Salutes a Beautiful Spot
“Fair and Tender Ladies” is one of several new novels about the South that seem written less to enhance the author’s reputation than simply to salute what it means to come from a place so beautiful, so poor, so isolated. That the novel itself is a tour de force seems, at some level, just a happy accident: then you look again, just at the language, and, if you had a hat on, you’d have to take it off to Lee Smith.
What Smith has done is this: created a character both gifted and unlearned and taken her through a life for over 60 years. This is an epistolary novel (that is, written by Ivy’s letters alone), and she writes determinedly, beautifully, first to make a connection with the outside world.
She writes to a “pen pal” in the Netherlands, who never writes back; to a young, girlish schoolteacher whom she has a crush on and, then, when her favorite sister, Silvaney (Ivy’s other half, her heart, her “hart”), is confined in an institution, she writes to Silvaney--even after her sister dies.
This novel does dazzling things. It follows Ivy from the time she’s a literature-struck hillbilly who can quote the metaphysical poets, through life until she becomes a stubborn mountain woman who reads Leon Uris and can say to her youngest daughter, “Those birth control pills are great. They are the greatest thing since polyester. " )
A Miner’s Wife
The novel also takes a look at what was/is “out there” for women, in the mountains, in the South, in lots of places. Ivy lives in lumber country, and she longs to go with the boys in the spring, taking the logs downriver. She can’t do it, so she goes to bed with a nice boy named Lonnie Rash and is “ruint.”
She longs to work, but ends up with a job in a soda fountain (in a mining town so well researched it blackens your bronchial tubes just to read about it). Ivy knows it’s death to go down in the mines, but finds a miner for a husband. Ivy sees how children took the life out of her well-born mother, but ends up with a passel of her own.
With all that, Ivy is allowed her one great emotional adventure. Even more, because of her letters and her intelligence, she begins to come to terms with what she is: a mountain woman who knows and loves and respects the land she was born on.
As a child she’s lost brothers and sisters--to shootings, insanity and tumors (one poor little brother of hers “walks slaunchwise”). As a mother, Ivy loses her children to appendicitis, politics and far more sadly, “good” educations.

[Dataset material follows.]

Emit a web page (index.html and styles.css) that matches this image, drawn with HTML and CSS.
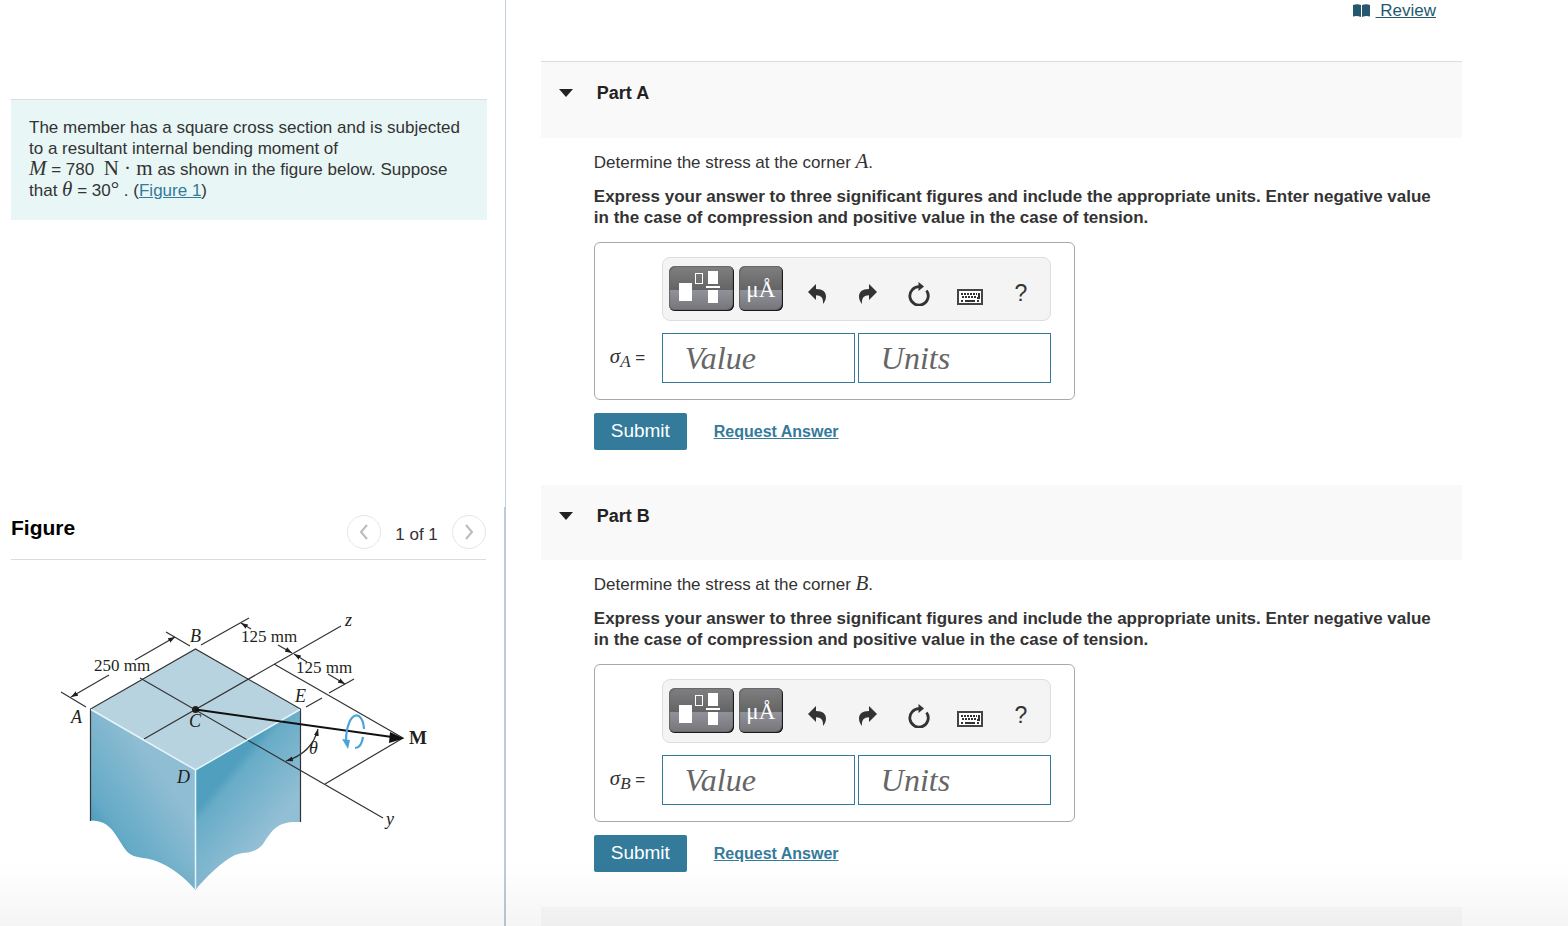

Her children pass her by, leaving her with only her shotgun, cabin and memories. So, besides the character study here, we see one person’s world widen: relatives who go to Europe in World War I, the Pacific in World War II, Korea and then Vietnam. Ivy turns into a woman who listens, in her late middle age, to Elvis Presley singing “Heartbreak Hotel.”
I loved this book! Not because of the “mushy love stuff” or even the material on “women’s lot,” but because of the great old Southern stories and the way Ivy’s letters go from late Middle English to Modern English and back again as she gets older.
“Fair and Tender Ladies” has been written with so much love and respect for history and the language and the brave people who endure so much in those mountains that intelligence triumphs absolutely over any possible sentimentality. I’d buy this one.